───── LISTED ENTRIES

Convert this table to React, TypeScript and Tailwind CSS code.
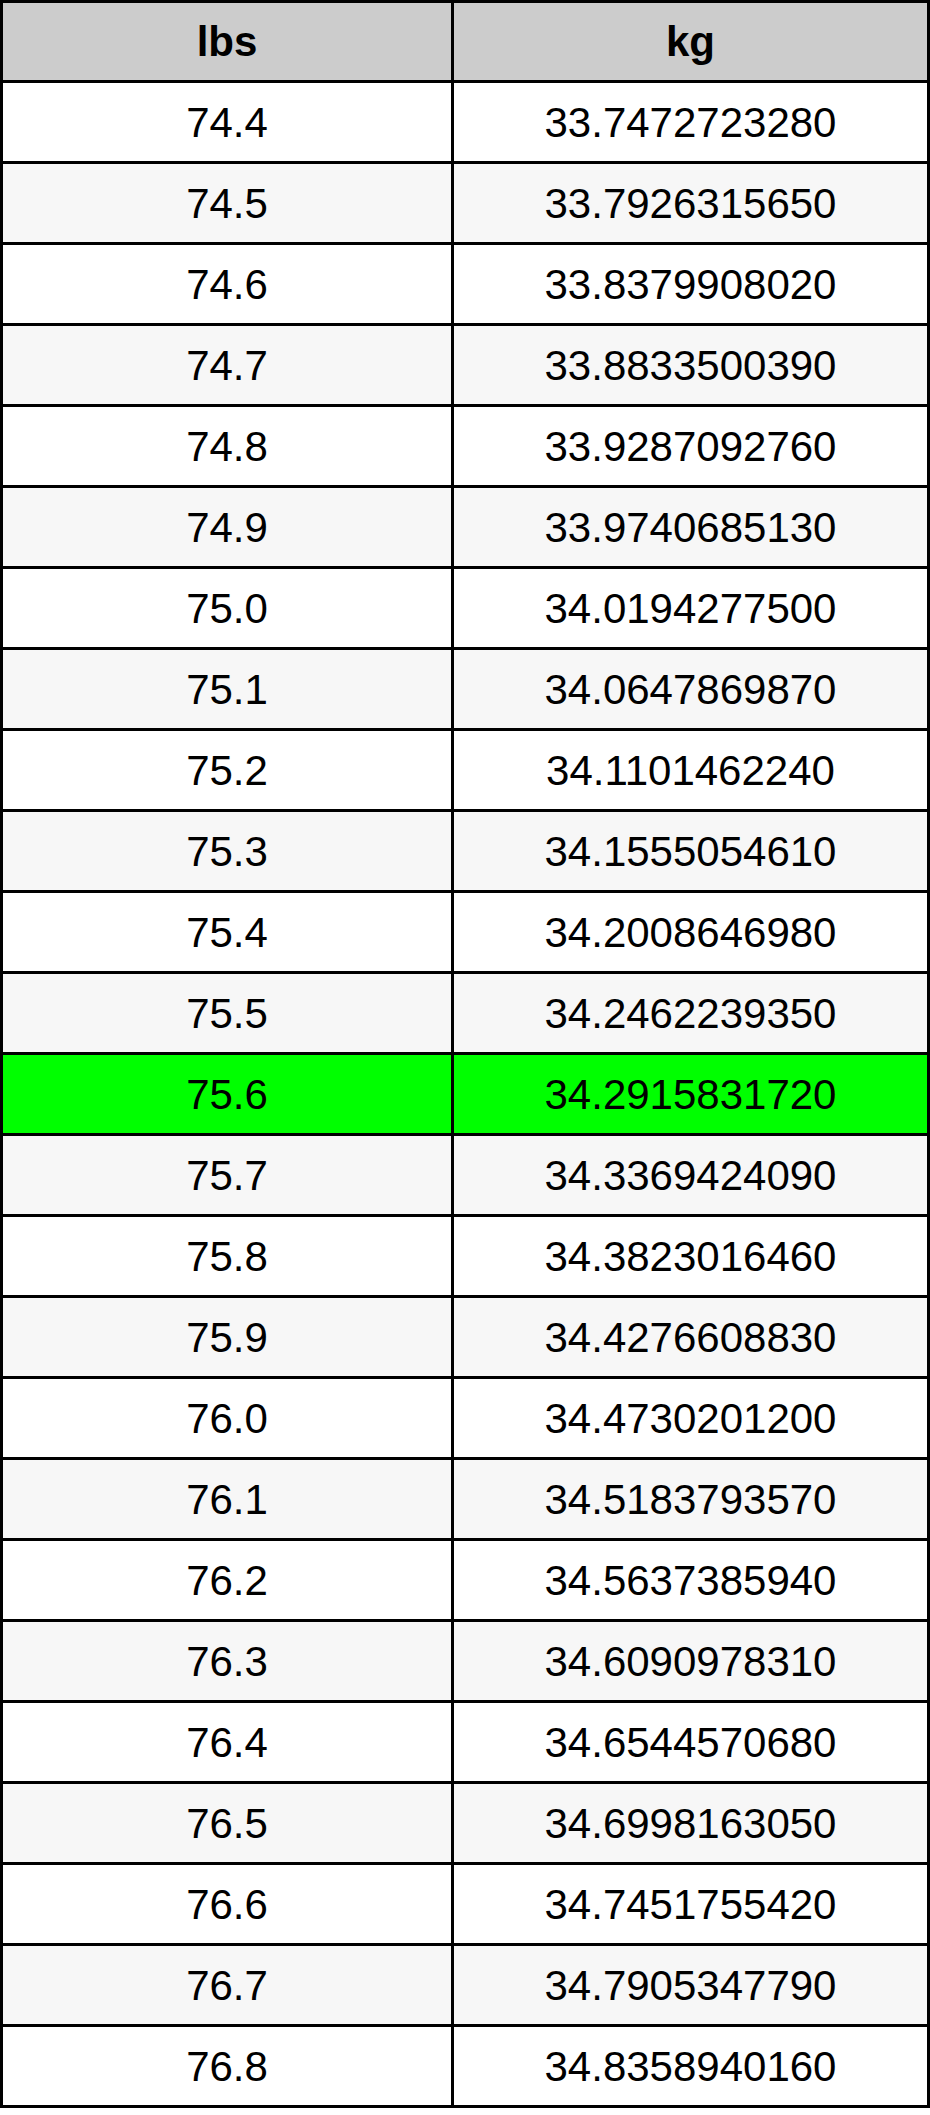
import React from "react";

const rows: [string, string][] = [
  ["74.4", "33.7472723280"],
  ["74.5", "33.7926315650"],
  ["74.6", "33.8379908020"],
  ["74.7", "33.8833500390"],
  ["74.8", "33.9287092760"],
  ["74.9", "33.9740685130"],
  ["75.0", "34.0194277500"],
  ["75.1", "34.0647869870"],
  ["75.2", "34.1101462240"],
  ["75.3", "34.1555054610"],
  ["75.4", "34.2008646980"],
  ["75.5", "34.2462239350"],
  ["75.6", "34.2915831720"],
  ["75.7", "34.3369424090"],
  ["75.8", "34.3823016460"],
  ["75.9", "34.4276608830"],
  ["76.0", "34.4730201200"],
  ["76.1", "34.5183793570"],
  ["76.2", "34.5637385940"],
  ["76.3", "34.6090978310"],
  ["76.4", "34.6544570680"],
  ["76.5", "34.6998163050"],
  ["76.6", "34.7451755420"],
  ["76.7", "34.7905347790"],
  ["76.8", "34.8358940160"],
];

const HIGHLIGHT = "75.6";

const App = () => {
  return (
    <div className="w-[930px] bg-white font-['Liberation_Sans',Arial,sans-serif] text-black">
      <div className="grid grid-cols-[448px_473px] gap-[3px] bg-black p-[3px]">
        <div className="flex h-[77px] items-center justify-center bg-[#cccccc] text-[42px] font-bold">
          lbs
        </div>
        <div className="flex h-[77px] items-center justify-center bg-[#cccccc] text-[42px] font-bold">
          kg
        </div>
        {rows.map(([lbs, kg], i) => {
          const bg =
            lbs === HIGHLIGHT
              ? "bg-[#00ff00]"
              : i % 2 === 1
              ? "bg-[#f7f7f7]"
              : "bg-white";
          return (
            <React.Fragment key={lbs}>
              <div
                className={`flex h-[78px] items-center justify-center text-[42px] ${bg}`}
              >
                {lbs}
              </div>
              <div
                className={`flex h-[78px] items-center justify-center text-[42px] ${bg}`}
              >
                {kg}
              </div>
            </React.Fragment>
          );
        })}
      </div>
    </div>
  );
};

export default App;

──────────
───── LISTED ENTRIES

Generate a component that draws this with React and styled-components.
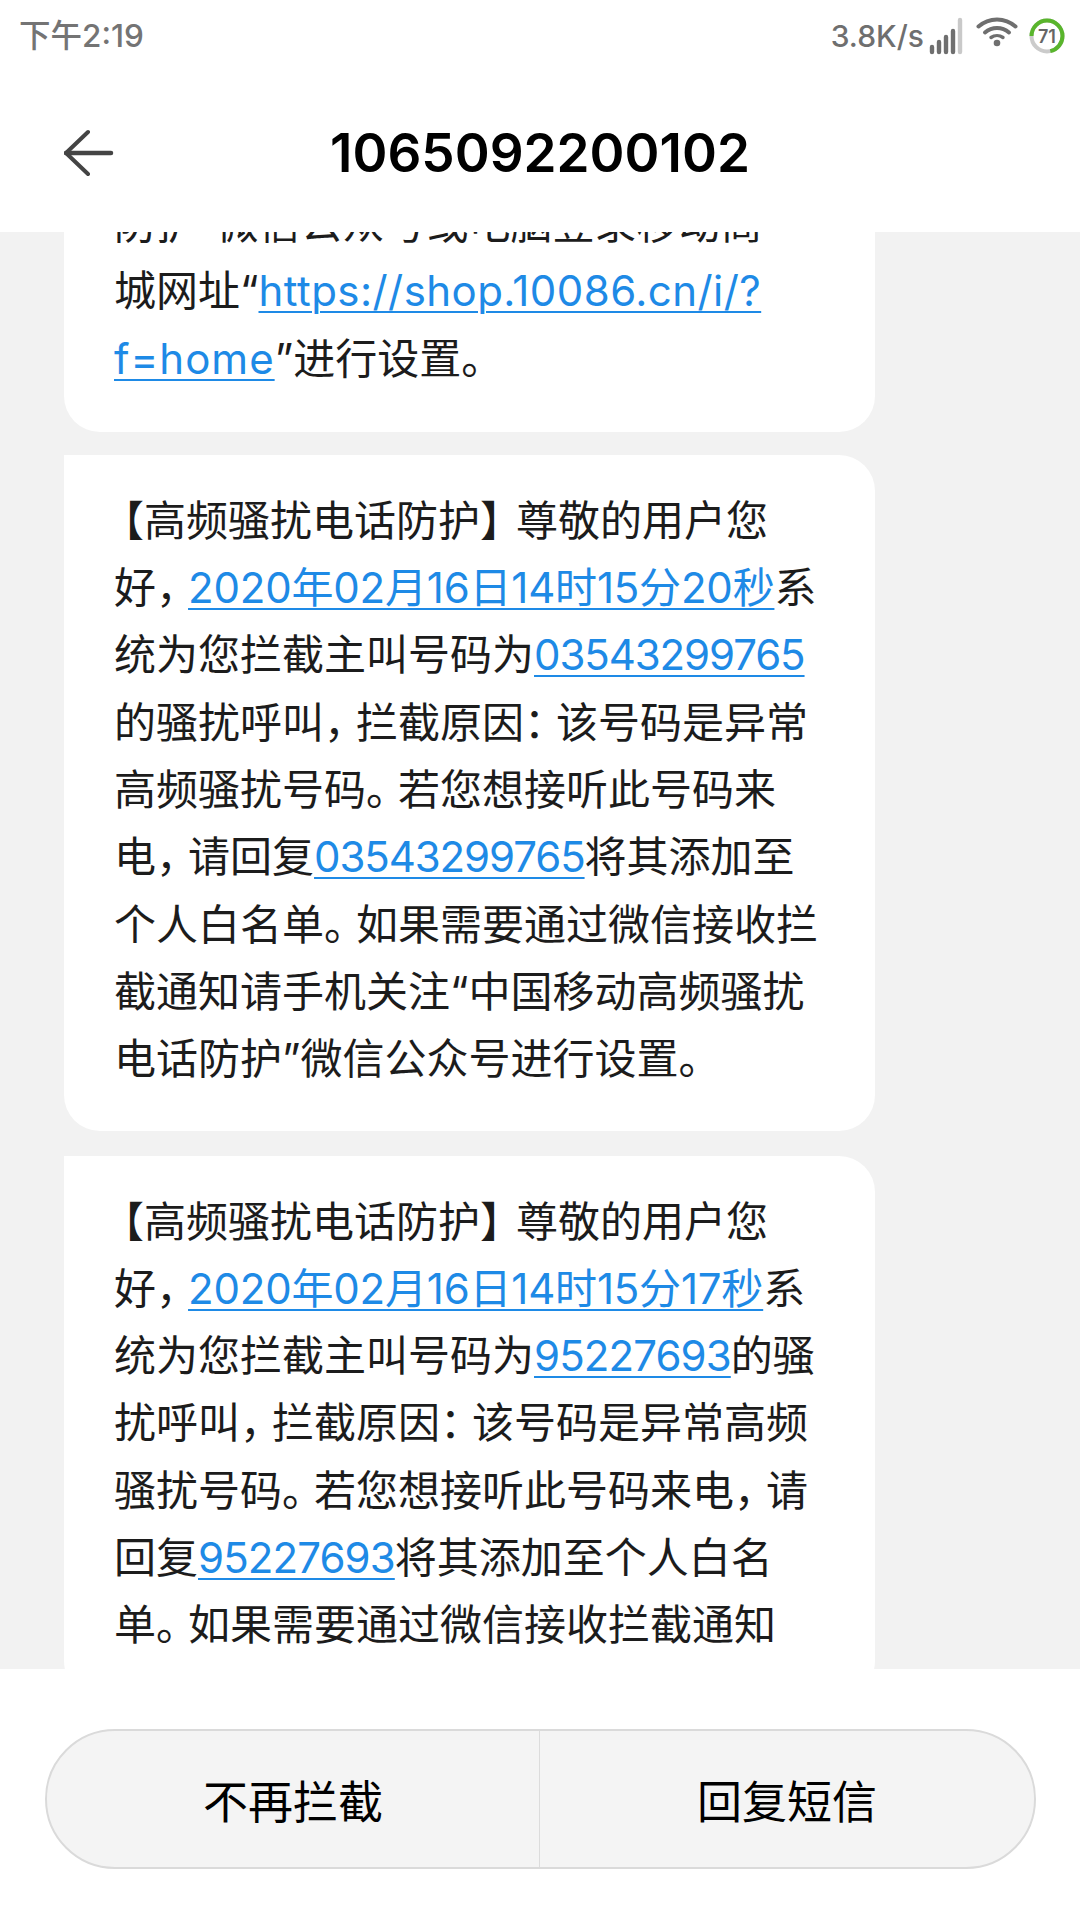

──────────

▶ _GIVEN PROBLEM_:
Give again, exactly as written, only the lines that start at the one with "Convert this table" and end at the one with "import React from", both included. Skip any pictures.

▶ _FULL SOLUTION_:
Convert this table to React, TypeScript and Tailwind CSS code.
import React from "react";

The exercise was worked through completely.